I notice earlier you have this:

$dbtable = $petition;

So, now does $petition hold any value to pass to the new variable? And my third questions is, why assign something to $dbtable? Why not just the $petition variable in your query?

And welcome to WebmasterWorld GlobalFusion :)

dc

you have it in the warning:

Not a valid MySQL link resource.

You are not sending the query to the database, as the connection is not valid.

Try adding the connection handle in the query:

mysql_query($query, $link);

You could also var_dump($link) to check if it is a MySQL resource.

Hope this can help you

Hi.

$dbtable DOES hav a value, and the reason it isnt HARDCODED, is because it is part of a dynamic form that uses a different table for different forms.

I added:
//insert data into DB
mysql_query($query, $link);
var_dump($link);

Which gave:
resource(2) of type (mysql link)

Try this syntax:

$result = mysql_query($query);

ok. that didnt work. (not how i used it anyway)

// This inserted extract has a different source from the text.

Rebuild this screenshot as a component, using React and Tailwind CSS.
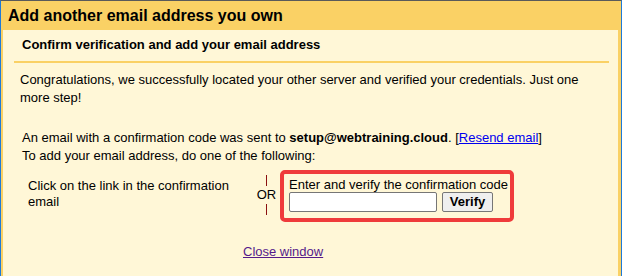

------------------------------------------
FORM PAGE GOES TO 'SUBMIT_PETITION.PHP'
------------------------------------------

-------------------------------------
Heres The Code (SUBMIT_PETITION.PHP)
-------------------------------------

connecttodb($servername,$dbname,$dbusername,$dbpassword);
function connecttodb($servername,$dbname,$dbuser,$dbpassword)
{
global $link;
$link=mysql_connect ("$servername","$dbuser","$dbpassword");
if(!$link){die("Could not connect to MySQL");}
mysql_select_db("$dbname",$link) or die ("could not open db".mysql_error());
}

//set query
$query = "insert INTO $dbtable (ID, firstname, lastname, email, area, comments, date, time, ip) VALUES ('','$firstname','$lastname','$email','$area','$comments','$date','$time','$ip')";

//insert data into DB
$result = mysql_query($query);

echo "the db error is: ".mysql_error($query);
echo '<br />--------------<br /> '.$query.'<br />--------------------<br /><br />';

mysql_close();

//redirect to confirmation page
include('submit_confirm.php');

------------------------------------------
OUTPUT SHOWN ON 'SUBMIT_CONFIRM.PHP'
------------------------------------------

OutPut Shows as:

Warning: mysql_error(): supplied argument is not a valid MySQL-Link resource in /home/por/public_html/petition/submit_petition.php on line 41
the db error is:
--------------
insert INTO 001 (ID, firstname, lastname, email, area, comments, date, time, ip) VALUES ('','John','Doe','SomeWhere','johndoe@nonames.com','In the end.. this will work..','Sunday 20th of March 2005','02:57:25 PM','202.#*$!.xxx.xxx')
--------------------

$petition = 001
$date = Sunday 20th of March 2005
$time = 02:57:25 PM
$ip = 202.172.123.199
$firstname = John
$lastname = Doe
$email = SomeWhere
$area = johndoe@nonames.com
$comments = In the end.. this will work..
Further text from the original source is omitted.